Start AVAILABLE DATA
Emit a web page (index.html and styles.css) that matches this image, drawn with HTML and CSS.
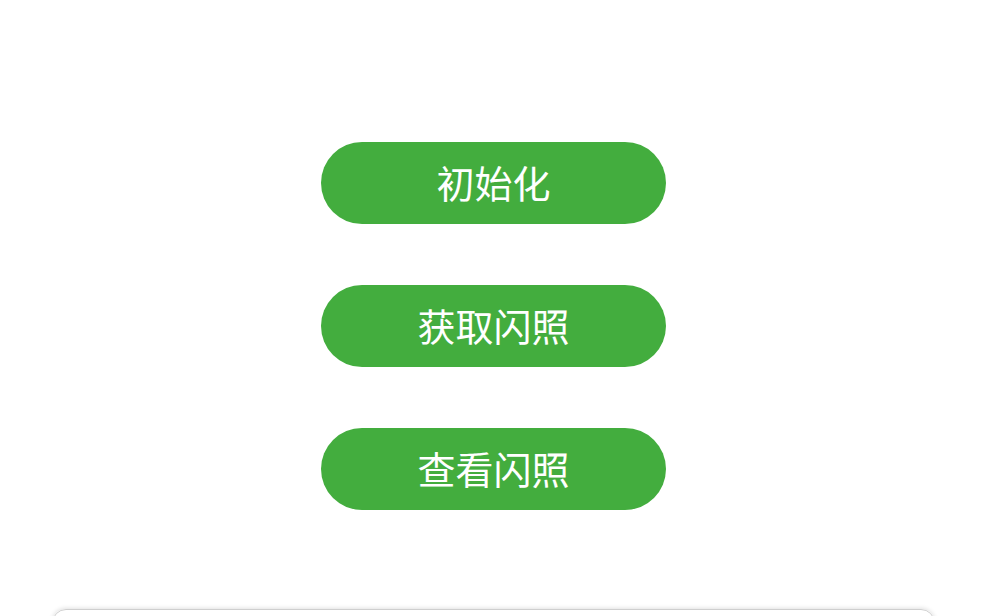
FILE: index.html
```html
<!DOCTYPE html>
<html lang="zh-CN">

<head>
  <meta charset="UTF-8">
  <meta name="viewport" content="width=device-width, initial-scale=1.0">
  <title>闪照</title>
  <link rel="stylesheet" href="styles.css">
</head>

<body>
  <main class="actions">
    <!-- Main action buttons -->
    <button class="action-button">初始化</button>
    <button class="action-button">获取闪照</button>
    <button class="action-button">查看闪照</button>
  </main>

  <!-- Result panel -->
  <section class="result-panel"></section>
</body>

</html>
```

FILE: styles.css
```css
html,
body {
  height: 100%;
  overflow: hidden;
}

body {
  background-color: #ffffff;
  margin: 0;
  padding: 0;
  font-family: "Noto Sans CJK SC", "Noto Sans", sans-serif;
}

.actions {
  display: flex;
  flex-direction: column;
  align-items: center;
  gap: 61px;
  padding-top: 142px;
  padding-left: 1px;
}

.action-button {
  width: 345px;
  height: 82px;
  background-color: #43ad3e;
  color: #ffffff;
  font-family: inherit;
  font-size: 38px;
  border: none;
  border-radius: 41px;
  cursor: pointer;
  padding: 0 0 4px 0;
}

.result-panel {
  margin: 99px 51px 0 52px;
  height: 200px;
  border: 1px solid #cfcfcf;
  border-radius: 14px;
  box-shadow: 0 -1px 4px rgba(0, 0, 0, 0.12);
}
```
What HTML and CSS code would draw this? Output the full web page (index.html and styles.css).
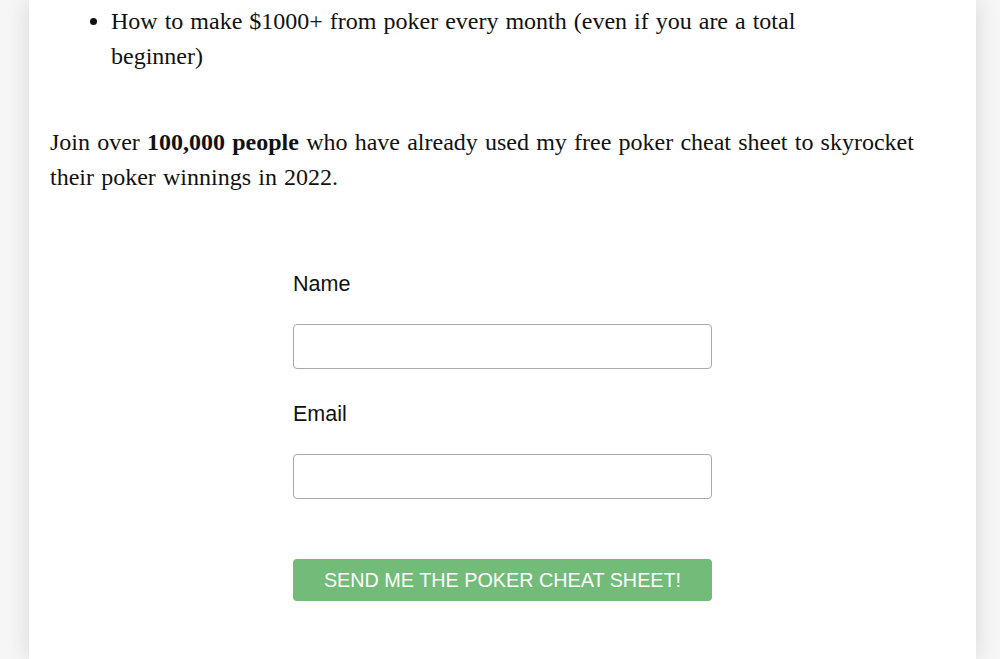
End AVAILABLE DATA
SET EXERCISE ->
Read the data above and pull out each line that holds the string "styles".

PROBLEM SOLUTION ->
Emit a web page (index.html and styles.css) that matches this image, drawn with HTML and CSS.
  <link rel="stylesheet" href="styles.css">
FILE: styles.css
What HTML and CSS code would draw this? Output the full web page (index.html and styles.css).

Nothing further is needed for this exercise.